Changes to Regulatory and Supervisory Focus
As I noted, the financial crisis revealed weaknesses in our nation's system for supervising and regulating the financial industry. Prior to the crisis, regulatory agencies, including the Federal Reserve, focused on the safety and soundness of individual firms--as required by their legislative mandate at the time--rather than the stability of the financial system as a whole. Our regulatory system did not provide any supervisory watchdog with responsibility for identifying and addressing risks associated with activities and institutions that were outside the regulatory perimeter. The rapid growth of the "shadow" nonbank financial sector left significant gaps in regulation.
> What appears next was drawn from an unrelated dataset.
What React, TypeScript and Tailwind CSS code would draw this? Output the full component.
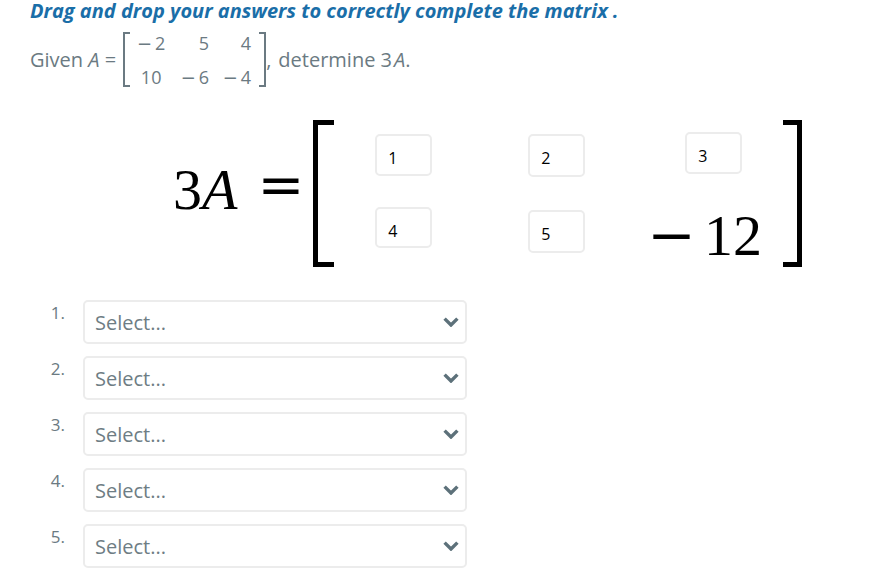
import React from "react";

const sans = { fontFamily: '"Open Sans", "Noto Sans", sans-serif' };
const serif = { fontFamily: '"Liberation Serif", "Times New Roman", serif' };
const djSerif = { fontFamily: '"DejaVu Serif", serif' };
const djSans = { fontFamily: '"DejaVu Sans", sans-serif' };

function DropBox({ label, h, extra }: { label: string; h: string; extra: string }) {
  return (
    <div
      className={`w-[57px] ${h} ${extra} border-2 border-[#ececec] rounded-[5px] bg-white pl-[11px] pt-[12px] text-[16px] leading-[20px] text-black`}
      style={sans}
    >
      {label}
    </div>
  );
}

function Chevron() {
  return (
    <svg width="16" height="10" viewBox="0 0 16 10" className="block">
      <path d="M1.6 1.6 L8 8 L14.4 1.6" fill="none" stroke="#5d717a" strokeWidth="3.4" strokeLinejoin="miter" />
    </svg>
  );
}

function SelectRow({ n }: { n: number }) {
  return (
    <div className="flex items-start">
      <div className="w-[53px] pr-[18px] text-right text-[17px] leading-[20px] mt-[3px] text-[#6b7a82]" style={sans}>
        {n}.
      </div>
      <div className="w-[384px] h-[44px] border-2 border-[#ececec] rounded-[5px] bg-white flex items-center justify-between pl-[10px] pr-[6px]">
        <span className="text-[20px] leading-[24px] pt-[1px] text-[#6e7d84]" style={sans}>
          Select...
        </span>
        <Chevron />
      </div>
    </div>
  );
}

function SmallMinus() {
  return (
    <span className="mr-[3px] text-[18px]" style={djSans}>
      −
    </span>
  );
}

export default function App() {
  return (
    <div className="w-[874px] h-[586px] bg-white overflow-hidden pl-[30px] flex flex-col">
      {/* Title */}
      <div
        className="text-[20px] leading-[21px] font-bold italic text-[#1a6ea8] whitespace-nowrap pr-[4px]"
        style={sans}
      >
        Drag and drop your answers to correctly complete the matrix<span className="ml-[5px]">.</span>
      </div>

      {/* Given line */}
      <div className="mt-[11px] flex items-center h-[55px] text-[20px] leading-[24px] text-[#6b7a82] whitespace-nowrap" style={sans}>
        <span>
          Given <i>A</i> =
        </span>
        <div className="ml-[7px] w-[7px] h-[55px] border-l-2 border-y-2 border-[#6b7a82]" />
        <div className="flex flex-col gap-[13px] pt-[1px] text-[18px] leading-[21px] self-start">
          <div className="grid grid-cols-[42px_37px_42px]">
            <span className="text-center"><SmallMinus />2</span>
            <span className="text-right">5</span>
            <span className="text-right">4</span>
          </div>
          <div className="grid grid-cols-[42px_37px_42px]">
            <span className="text-center">10</span>
            <span className="text-right"><SmallMinus />6</span>
            <span className="text-right"><SmallMinus />4</span>
          </div>
        </div>
        <div className="ml-[8px] w-[7px] h-[55px] border-r-2 border-y-2 border-[#6b7a82]" />
        <span>,</span>
        <span className="ml-[7px]">
          determine 3<i className="ml-[2px]">A</i>.
        </span>
      </div>

      {/* Big matrix */}
      <div className="mt-[33px] flex items-start h-[147px]">
        <div className="ml-[143px] mt-[41px] text-[58px] leading-[58px] text-black whitespace-nowrap" style={serif}>
          3<i>A</i>
        </div>
        <div className="ml-[20px] mt-[37px] text-[56px] leading-[56px] text-black" style={djSerif}>
          =
        </div>
        <div className="ml-[9px] w-[21px] h-[147px] border-l-[5px] border-y-[5px] border-black" />
        {/* col 1 */}
        <div className="ml-[41px] flex flex-col">
          <DropBox label="1" h="h-[42px]" extra="mt-[14px]" />
          <DropBox label="4" h="h-[41px]" extra="mt-[31px]" />
        </div>
        {/* col 2 */}
        <div className="ml-[96px] flex flex-col">
          <DropBox label="2" h="h-[43px]" extra="mt-[14px]" />
          <DropBox label="5" h="h-[43px]" extra="mt-[33px]" />
        </div>
        {/* col 3 */}
        <div className="ml-[62px] flex flex-col w-[115px]">
          <DropBox label="3" h="h-[42px]" extra="mt-[12px] ml-[38px]" />
          <div className="flex items-baseline mt-[32px] h-[58px] text-black whitespace-nowrap">
            <span className="text-[58px] leading-[58px]" style={djSerif}>−</span>
            <span className="ml-[8px] text-[58px] leading-[58px]" style={serif}>12</span>
          </div>
        </div>
        <div className="ml-[21px] w-[19px] h-[147px] border-r-[5px] border-y-[5px] border-black" />
      </div>

      {/* Select list */}
      <div className="mt-[33px] flex flex-col gap-[12px]">
        {[1, 2, 3, 4, 5].map((n) => (
          <SelectRow key={n} n={n} />
        ))}
      </div>
    </div>
  );
}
In response, the Dodd-Frank Wall Street Reform and Consumer Protection Act of 2010 (Dodd-Frank Act) expanded the mandate and authority of the Federal Reserve to allow it to consider risks to financial stability in supervising financial firms under its charge. Within the Federal Reserve System, we have reorganized our supervision of the most systemically important institutions to emphasize what we call a "horizontal perspective," which examines institutions as a group and in comparative terms, focusing on their interaction with the broader financial system. We also created a new office within the Fed to identify emerging risks to stability in the broader financial system--both the bank and nonbank financial sectors--and to develop policies to mitigate systemic risk. The Dodd-Frank Act created the interagency Financial Stability Oversight Council, chaired by the Treasury Secretary, and the Federal Reserve is a member. It is charged with identifying systemically important financial institutions and systemically risky activities that are not subject to consolidated supervision and designating those institutions and activities for appropriate supervision. And it is charged with encouraging greater information sharing and policy coordination across financial regulatory agencies.
Where We Stand
My topic is broad, and my time is short. Let me end with three thoughts. First, I believe that we and other supervisory agencies have made significant progress in addressing incentive problems within the financial sector, especially within the banking sector. Second, policymakers, including those of us at the Federal Reserve, remain watchful for areas in need of further action or in which the steps taken to date need to be adjusted. And, third, engagement with the broader public is crucial to ensuring that any future steps move our financial system closer to where it should be. Active debate and discussion of these issues at this conference and in other forums is important to improve our understanding of the challenges that remain.